Pessoalmente, acho que os fãs da franquia não tem do que reclamar. Além da ação sensacional, esse filme presta diversas homenagens ao original. A mais singela talvez seja a volta do ator Hugh Keays-Byrne, que viveu o vilão Toecutter no primeiro filme da série, como Immortan Joe. Mas é tanta referência, que nem o Capitão América não daria conta. Tem desde o cofre/prisão que lembra o domo/arena de Além da Cúpula do Trovão, à espingarda que falha na hora de disparar. Tem também os guardas da cidadela com a icônica máscara do Lorde Humongous. E na melhor tradição de nomes rimados temos os filhos de Immortan, Rictus Erectus (Nathan Jones) e Corpus Colussus (Quentin Kenihan) que meio que lembram o Master Blaster com esse lance de um ser o cérebro e o outro os músculos, né? Isso sem mencionar a maquiagem dos War boys, com os olhos pintados de preto, e corpo e rosto de branco, que remetem ao moleque de moicano da tribo de crianças perdidas do terceiro filme.
E falando no exército de lunáticos do Immortan, outro que merece destaque é Nux, o Kamicrazy vivido por Nicholas Hoult. O personagem é carismático, e consegue cativar apesar da história meio óbvia.
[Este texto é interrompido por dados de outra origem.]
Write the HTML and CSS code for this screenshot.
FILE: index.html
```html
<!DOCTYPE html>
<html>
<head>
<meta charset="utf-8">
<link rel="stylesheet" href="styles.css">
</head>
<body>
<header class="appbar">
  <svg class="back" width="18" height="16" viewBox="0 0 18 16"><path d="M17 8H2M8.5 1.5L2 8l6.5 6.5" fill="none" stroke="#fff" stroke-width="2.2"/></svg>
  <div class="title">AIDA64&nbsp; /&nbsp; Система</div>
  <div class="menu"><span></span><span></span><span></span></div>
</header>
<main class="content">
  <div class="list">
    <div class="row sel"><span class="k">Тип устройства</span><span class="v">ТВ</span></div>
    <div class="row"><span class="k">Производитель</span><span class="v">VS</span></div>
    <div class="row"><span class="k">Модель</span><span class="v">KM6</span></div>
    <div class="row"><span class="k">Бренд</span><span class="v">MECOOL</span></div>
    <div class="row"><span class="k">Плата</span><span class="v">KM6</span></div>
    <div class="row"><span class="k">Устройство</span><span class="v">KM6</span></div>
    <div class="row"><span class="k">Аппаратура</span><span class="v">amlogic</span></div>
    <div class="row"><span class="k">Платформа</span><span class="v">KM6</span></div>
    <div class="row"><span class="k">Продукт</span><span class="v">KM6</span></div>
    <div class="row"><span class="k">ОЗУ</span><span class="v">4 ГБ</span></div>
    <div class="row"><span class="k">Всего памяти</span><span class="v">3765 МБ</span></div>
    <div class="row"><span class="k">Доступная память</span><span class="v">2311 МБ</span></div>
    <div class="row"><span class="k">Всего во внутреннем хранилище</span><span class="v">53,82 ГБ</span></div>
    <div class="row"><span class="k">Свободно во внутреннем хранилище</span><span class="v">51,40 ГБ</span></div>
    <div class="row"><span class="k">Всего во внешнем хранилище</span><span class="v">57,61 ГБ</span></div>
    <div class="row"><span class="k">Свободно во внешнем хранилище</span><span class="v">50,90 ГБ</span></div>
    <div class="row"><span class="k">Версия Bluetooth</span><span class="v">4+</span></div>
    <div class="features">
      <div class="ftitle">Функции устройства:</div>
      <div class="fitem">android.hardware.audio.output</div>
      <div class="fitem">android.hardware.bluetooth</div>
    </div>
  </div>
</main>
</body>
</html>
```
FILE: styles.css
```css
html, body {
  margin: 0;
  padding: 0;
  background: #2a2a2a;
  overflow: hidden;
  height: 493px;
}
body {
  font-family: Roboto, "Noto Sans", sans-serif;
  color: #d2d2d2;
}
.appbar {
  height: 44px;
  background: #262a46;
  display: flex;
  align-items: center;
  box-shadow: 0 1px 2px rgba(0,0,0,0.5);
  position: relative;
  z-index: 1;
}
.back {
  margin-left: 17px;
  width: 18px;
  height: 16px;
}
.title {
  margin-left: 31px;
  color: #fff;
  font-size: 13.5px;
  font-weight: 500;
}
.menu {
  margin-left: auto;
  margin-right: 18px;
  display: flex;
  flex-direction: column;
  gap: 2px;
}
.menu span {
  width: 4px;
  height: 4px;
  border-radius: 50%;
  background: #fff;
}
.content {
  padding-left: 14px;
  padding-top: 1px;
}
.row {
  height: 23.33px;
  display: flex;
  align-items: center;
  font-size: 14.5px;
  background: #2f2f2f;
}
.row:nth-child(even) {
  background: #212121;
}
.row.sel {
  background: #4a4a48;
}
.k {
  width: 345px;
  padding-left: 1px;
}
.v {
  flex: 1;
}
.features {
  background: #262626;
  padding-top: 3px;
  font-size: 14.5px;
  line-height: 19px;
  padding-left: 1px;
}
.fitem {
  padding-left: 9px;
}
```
Você quase torce pra ele que conclua sua missão de sabotar Furiosa, e chegue brilhante e cromado nos portões do Valhalla. Igualmente bacana é a atuação das noivas vividas por Zoë Kravitz, Rosie Huntington-Whiteley, Riley Keough, Abbey Lee Kershaw e Courtney Eaton.
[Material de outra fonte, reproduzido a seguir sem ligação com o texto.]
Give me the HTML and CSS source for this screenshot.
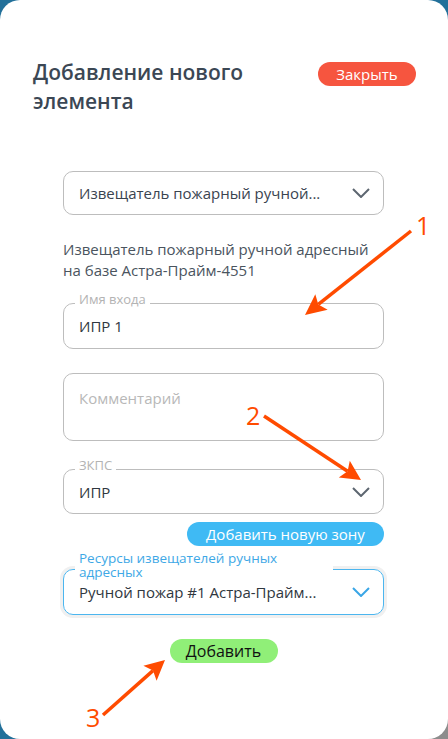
FILE: index.html
```html
<!DOCTYPE html>
<html lang="ru">
<head>
<meta charset="utf-8">
<title>Добавление нового элемента</title>
<link rel="stylesheet" href="styles.css">
</head>
<body>
<div class="card">
  <header class="head">
    <h1 class="title">Добавление нового элемента</h1>
    <button class="btn btn-close" type="button">Закрыть</button>
  </header>
  <form class="form">
    <div class="select">
      <span class="select-text">Извещатель пожарный ручной...</span>
      <svg class="chev" width="18" height="10" viewBox="0 0 18 10"><polyline points="1,1 9,9 17,1"/></svg>
    </div>
    <p class="desc">Извещатель пожарный ручной адресный на базе Астра-Прайм-4551</p>
    <div class="field f-name">
      <span class="legend">Имя входа</span>
      <span class="value">ИПР 1</span>
    </div>
    <div class="field f-comment">
      <span class="placeholder">Комментарий</span>
    </div>
    <div class="field f-zone">
      <span class="legend">ЗКПС</span>
      <span class="value">ИПР</span>
      <svg class="chev" width="18" height="10" viewBox="0 0 18 10"><polyline points="1,1 9,9 17,1"/></svg>
    </div>
    <div class="zone-row">
      <button class="btn btn-zone" type="button">Добавить новую зону</button>
    </div>
    <div class="field f-res">
      <span class="legend legend-wide">Ресурсы извещателей ручных адресных</span>
      <span class="value">Ручной пожар #1 Астра-Прайм...</span>
      <svg class="chev chev-blue" width="18" height="10" viewBox="0 0 18 10"><polyline points="1,1 9,9 17,1"/></svg>
    </div>
    <div class="submit-row">
      <button class="btn btn-add" type="button">Добавить</button>
    </div>
  </form>
  <svg class="annot" width="448" height="739" viewBox="0 0 448 739">
    <g class="arrow">
      <line x1="411" y1="231" x2="318.3" y2="304.4"/>
      <polygon points="305,315 315.3,294.2 318.3,304.4 327.7,309.8"/>
      <line x1="264" y1="416" x2="347.6" y2="471.2"/>
      <polygon points="361,480 338.8,477.4 347.6,471.2 349.8,460.7"/>
      <line x1="103" y1="715" x2="153" y2="670.6"/>
      <polygon points="165,660 156.6,680.8 153,670.6 143.4,665.8"/>
    </g>
    <text class="num" x="416" y="235">1</text>
    <text class="num" x="246" y="425">2</text>
    <text class="num" x="86" y="727">3</text>
  </svg>
</div>
</body>
</html>
```
FILE: styles.css
```css
* {
  box-sizing: border-box;
}

html,
body {
  margin: 0;
  height: 100%;
}

body {
  background: linear-gradient(135deg, #22709a 97%, #8d8d8d 97%);
  overflow: hidden;
  font-family: "Open Sans", "Noto Sans", sans-serif;
}

.card {
  position: relative;
  height: 739px;
  background: #fff;
  border-radius: 20px;
  padding: 58px 32px 0 33px;
}

.head {
  display: flex;
  justify-content: space-between;
  align-items: flex-start;
}

.title {
  margin: 0;
  font-size: 21px;
  line-height: 29px;
  font-weight: 600;
  color: #3b4754;
  max-width: 240px;
}

.btn {
  border: 0;
  border-radius: 12px;
  font-family: inherit;
  padding: 0;
  height: 24px;
  line-height: 24px;
  cursor: pointer;
}

.btn-close {
  margin-top: 4px;
  width: 98px;
  background: #f6553f;
  color: #fff;
  font-size: 15px;
}

.form {
  margin: 55px 0 0 30px;
  width: 321px;
}

.select,
.field {
  position: relative;
  border: 1px solid #bdbdbd;
  border-radius: 10px;
  display: flex;
  align-items: center;
  justify-content: space-between;
  padding: 0 13px 0 15px;
  font-size: 15px;
}

.select {
  height: 44px;
  color: #3a4450;
}

.desc {
  margin: 24px 0 0;
  font-size: 15px;
  line-height: 21px;
  color: #4a545e;
}

.value {
  color: #2f3740;
}

.chev {
  fill: none;
  stroke: #5d6670;
  stroke-width: 2;
}

.chev-blue {
  stroke: #3aa6e6;
}

.f-name {
  margin-top: 22px;
  height: 46px;
}

.f-comment {
  margin-top: 24px;
  height: 68px;
  align-items: flex-start;
  padding-top: 13px;
}

.placeholder {
  color: #b8b8b8;
  line-height: 22px;
}

.f-zone {
  margin-top: 28px;
  height: 45px;
}

.legend {
  position: absolute;
  left: 11px;
  top: -13px;
  padding: 0 4px;
  background: #fff;
  font-size: 13px;
  line-height: 16px;
  color: #b3b3b3;
}

.zone-row {
  display: flex;
  justify-content: flex-end;
  margin-top: 8px;
}

.btn-zone {
  width: 197px;
  background: #3fbaf4;
  color: #fff;
  font-size: 15px;
}

.f-res {
  margin-top: 23px;
  height: 46px;
  border-color: #4cb6ef;
  box-shadow: 0 0 0 3px #f0f0f0;
}

.legend-wide {
  width: 258px;
  top: -19px;
  font-size: 13.5px;
  line-height: 14px;
  color: #3ea8e6;
}

.submit-row {
  display: flex;
  justify-content: center;
  margin-top: 24px;
}

.btn-add {
  width: 108px;
  background: #90ef78;
  color: #111;
  font-size: 16px;
}

.annot {
  position: absolute;
  left: 0;
  top: 0;
  pointer-events: none;
}

.arrow line {
  stroke: #ff4b00;
  stroke-width: 3.5;
}

.arrow polygon {
  fill: #ff4b00;
}

.num {
  font-family: "Open Sans", sans-serif;
  font-size: 25px;
  fill: #ff4b00;
}
```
Enfim, passado o hype, eu posso afirmar com clareza que esse filme vai ficar marcado na história do cinema, assim com seus antecessores. Pop, brutal e surtado, Estrada da Fúria é um clássico instantâneo, cheio de momentos épicos e frases de efeitos. “Eu vivo, eu morro, eu vivo de novo!”, “Testemunhem!” e “Medíocre!”, com certeza serão tão icônicas pra próximas gerações quanto “Dois homens entram, um homem sai!” foi pra minha.
Tendo arrecado US$ 373,385 milhões ao redor do mundo (um bom lucro, mas ainda modesto se pensarmos que o filme custou US$150 milhões), fica aqui a minha torcida para que a Warner Bros dê logo sinal verde para que Miller dirija a próxima aventura do Road Warrior. O cara já tem até o título: Mad Max – The Wasteland. Se possível, que chamem o Mel Gibson, nem que seja para participaçãozinha especial. O cinema só tem a ganhar.